As demand for faster payments increases around the world, financial institutions (FIs) in Europe are having to beef up investment in real-time data and payment processing infrastructure to meet the needs of their corporate clients.
But it might take a while for those investments to pay off in the liquidity management space, where Director of Euro Banking Association (EBA) Daniel Szmukler and Krister Billing, chairman of the EBA Liquidity Management Working Group (LMWG), say corporate treasurers’ appetite for bank-supplied real-time data and payments remains extremely low.
“When we investigated this, we found out that their internal processes were simply not designed for real-time payments. We were [also] quite surprised to see how far they lag behind some of the banks with regards to treating data in a real-time fashion,” Szmukler told PYMNTS in an interview, referencing insights captured in a EBA report on how companies use bank-supplied real-time data to manage liquidity.
Billing added that although there’s been a gradual move towards improving liquidity management with real-time data, the fact that the entire ecosystem of third parties that help support and facilitate instant payments processing does not operate 24/7 is a key reason corporate treasurers have not made the move to real-time a priority, not to mention the huge associated investments required to make that shift.
“It’s not just one little change [they need to make]. They have to completely configure their ERP [enterprise resource planning] systems and be able to move into cloud mode,” Billing noted, adding that the “big push” into a 24/7 mode of operation will come when “everything around them, like the FX [foreign exchange] market, is operating 24/7.”
The challenge of gathering and consolidating data in real time from the multiple financial institutions (FIs) most corporate firms deal with adds further complexity to the process, Billing said, and even when banks help by providing consolidated information, there is no guarantee that it can be delivered instantly upon demand.
Moving forward, however, what may accelerate real-time data use in the liquidity management space is the current interest rate environment, Billing explained, “because the opportunity cost of sitting with idle cash in many local accounts without having transparency on those positions will increase the alternative cost of those idle funds.”
The migration to ISO 20022, a new international standard for exchanging electronic messages which all global banking and financial service actors will have to adopt by 2025, has been touted as an important development in the international payment space and one that holds great promise for transforming global payments.
According to Szmukler, the common language for financial messages will also benefit corporate firms operating in highly fragmented environments across Europe with multiple banks connected to their systems across different geographical locations, often resulting in scattered application programming interfaces (APIs) and unsynchronized information.

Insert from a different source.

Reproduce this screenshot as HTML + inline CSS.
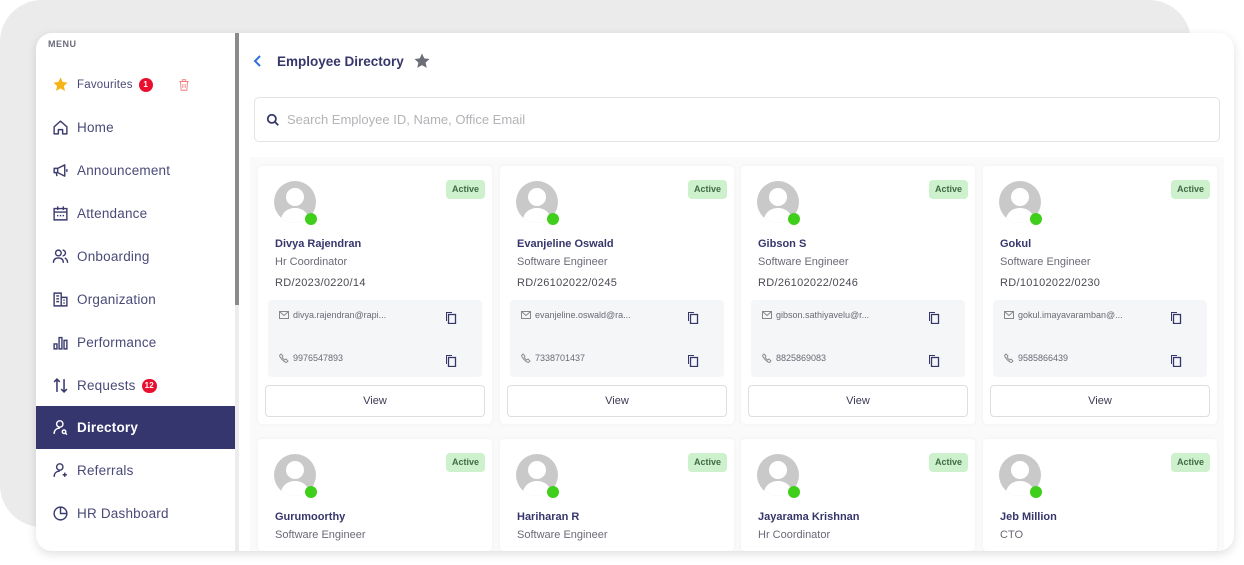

“This is where ISO can become a game changer in harmonizing highly complex processes and allow for much richer data transmission,” Szmukler pointed out.
But as Alexandre Maymat, head of global transaction and payment services at Société Générale, recently told PYMNTS, European banks have their work cut out for them when it comes to convincing corporate clients to get on board with the new messaging system.
It’s a challenge Szmukler acknowledged, attributing corporate client reluctance to a strong attachment to legacy processes and systems. “None of the enterprise resource planning or the treasury management systems that corporate clients connect to is ISO-native. So, they need a lot of conversion of formats, and that is causing complexity.”
Against that backdrop, Szmukler said banks will need to increase efforts in educating and helping corporate clients understand the benefits of working together on the same format, including having less friction in cross-border message flows, and improving the overall control of payment transactions.
And while the journey to connecting the entire financial ecosystem to ISO will be long, Szmukler’s view is that the standardization initiative will be a catalyst to drive payments innovation.
“All of the future value-added services of banks are based on ISO. This is true for instant payments; this is true for any request-to-pay messaging format and this is true for other services of that kind,” he said.